Why should Big Data have more right to privacy than people?

BobWASHINGTON D.C. — What if we treated data with the same scrutiny as people?  When a consumer applies for a loan or a job, firms uses massive databases and can consider thousands of data points when they assess the integrity of that person. But what if consumers could, in equal painstaking detail, interrogate the integrity of the data? What if every single piece of data about you had to declare where it came from, where it was bought and sold, what it had been used for, and so on?

That was the provocative suggestion made by Carnegie Mellon professor Alessandro Acquisti in Washington D.C. today at a conference devoted to Big Data and its ability to treat consumers fairly.

BigData

As you might imagine, no industry representative jumped at the opportunity. In fact, his suggestion was entirely ignored.
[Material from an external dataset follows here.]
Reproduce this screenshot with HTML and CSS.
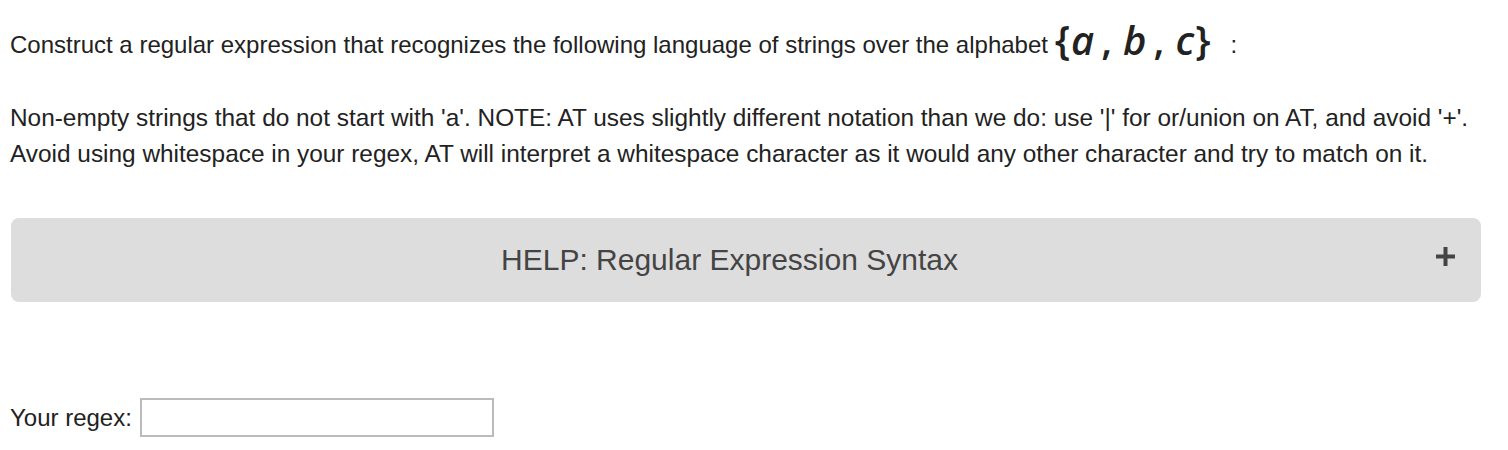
FILE: index.html
```html
<!DOCTYPE html>
<html>
<head>
<meta charset="utf-8">
<link rel="stylesheet" href="styles.css">
</head>
<body>
<div class="page">
  <p class="prompt">Construct a regular expression that recognizes the following language of strings over the alphabet <span class="math"><span class="br">{</span><i>a</i><span class="cm">,</span><i>b</i><span class="cm">,</span><i>c</i><span class="br">}</span></span><span class="colon">:</span></p>
  <p class="desc">Non-empty strings that do not start with 'a'. NOTE: AT uses slightly different notation than we do: use '|' for or/union on AT, and avoid '+'. Avoid using whitespace in your regex, AT will interpret a whitespace character as it would any other character and try to match on it.</p>
  <div class="help">
    <span class="help-title">HELP: Regular Expression Syntax</span>
    <svg class="plus" width="19" height="19" viewBox="0 0 19 19"><rect x="0" y="7.5" width="19" height="4" fill="#444"/><rect x="7.5" y="0" width="4" height="19" fill="#444"/></svg>
  </div>
  <div class="answer">
    <label class="answer-label" for="rx">Your regex:</label>
    <input class="answer-input" id="rx" type="text">
  </div>
</div>
</body>
</html>
```

FILE: styles.css
```css
html, body {
  margin: 0;
  padding: 0;
  background: #fff;
}
.page {
  padding: 0 10px;
  font-family: "Liberation Sans", Arial, sans-serif;
  font-size: 24.4px;
  color: #222;
}
.prompt {
  margin: 0;
  padding-top: 18px;
  height: 48px;
  line-height: 44px;
  font-size: 24px;
  white-space: nowrap;
}
.math {
  font-family: "Open Sans", sans-serif;
  font-weight: 600;
  font-size: 40px;
  color: #222;
  margin-left: 0;
  vertical-align: -2px;
  line-height: 44px;
}
.math i {
  font-style: italic;
  padding: 0 1px;
}
.math .br {
  font-style: normal;
}
.math .cm {
  padding: 0 10px 0 6px;
}
.colon {
  margin-left: 20px;
}
.desc {
  margin: 34px 0 0 0;
  line-height: 36px;
}
.help {
  margin: 46px 17px 0 1px;
  height: 84px;
  background: #dddddd;
  border-radius: 8px;
  display: flex;
  align-items: center;
  justify-content: center;
  padding-right: 33px;
  position: relative;
}
.help-title {
  font-family: "Liberation Sans", Arial, sans-serif;
  font-size: 30px;
  color: #444;
}
.plus {
  position: absolute;
  right: 26px;
  top: 29px;
}
.answer {
  margin-top: 96px;
  display: flex;
  align-items: center;
  gap: 8px;
}
.answer-label {
  font-size: 24px;
}
.answer-input {
  width: 350px;
  height: 35px;
  box-sizing: content-box;
  padding: 0;
  border: 2px solid #bbb;
  margin: 0;
  font-size: 20px;
  background: #fff;
}
```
It shouldn’t be. The technology certainly exists that would give consumers this fair playing field when it comes to their data. After all, it is their data (despite what industry groups might argue, they they own the data they collect and the inferences they draw.).

Acquisti was simply offering a idea that would bring about more transparency in a world that is dogged by murky, shady operators. Firms don’t just collect data about consumers as they browse, or walk around stores, or use their credit cards.  They do it secretly. They hate answering questions about it. In fact, they think the mystery surrounding the data is actually the value of the data.

Monday’s conference, titled “Big Data: Tool for Inclusion or Exclusion,” included a lot of the usual meaningless privacy dialog around policy and disclosure and best practices.  The discussions were lively, but this elephant in the room was rarely addressed.  Credit scores work, when they work, because consumers don’t understand them. Once consumers understand them, they can game them, and banks move on to something more obscure.  The data collection industry pays lip service about preventing consumer harm. But there is little to believe industry actors want anything more than to make as much money as they can by invading consumers’ privacy as much as they can get away with.

As Acquisti pointed out, the battle is asynchronous. Consumers can be interrogated with alarming tenacity, but they enjoy very little in the way of rights to face the digital 1s and 0s that constitute their accuser.

Not surprisingly, the idea of giving consumers more rights to control their information and its use was greeted with frosty newsspeak — “Consumers hate dealing with cookie warnings when the browse the web!. They don’t want more rights!” was the basic, cynical response.

 

FTC Commissioner Julie Brill was among the speakers who alluded to the excellent report published earlier this year by the agency explaining the wide variety of invasive behavior committed by data broker companies you’ve likely never heard of  — but these firms know you. They have probably decided you are an “urban scrambler” with a “diabetes interest.” Brill called for data brokers to fess up about what they do and who they do it for.

The discussion generally felt a bit fatalistic, however. Big data is here to stay, and in fact, it hurts both consumers whose privacy is completely violated by it, and it hurts consumers who are invisible to it.  The only thing worse than having a credit report is not having a credit report, which can prevent you from participating in the American economy at all.

Pam Dixon wrote a report earlier this year called “The Scoring of America,” which described the hundreds of 3-digit numbers that can control every aspect of your life — we’ve moved waaayyyy beyond credit scores. On a panel, she urged a new, broader view of data usage that drew on a long history of data collection stretching back to World War II and the Nuremberg Principles. They call for a clear need to obtain meaningful, informed consent of people when they are subjects of experiments.

That would be hard to do, certainly. But we should try.

When I write about scams, gotchas, and company misbehavior — and often, when I bicker with companies who give some version of an excuse that comes down to, “it’s the consumer’s fault” — I have a simple test I give:

“Are people surprised you took their money? If they are surprised, they you did the wrong thing.”

With data collection, surprise isn’t just an element of a “gotcha.”  Surprise is the product itself.  That’s wrong, and that needs to change.  Without real, informed consent from the public, Big Data collection is a runaway train that is going to do a lot more harm than good.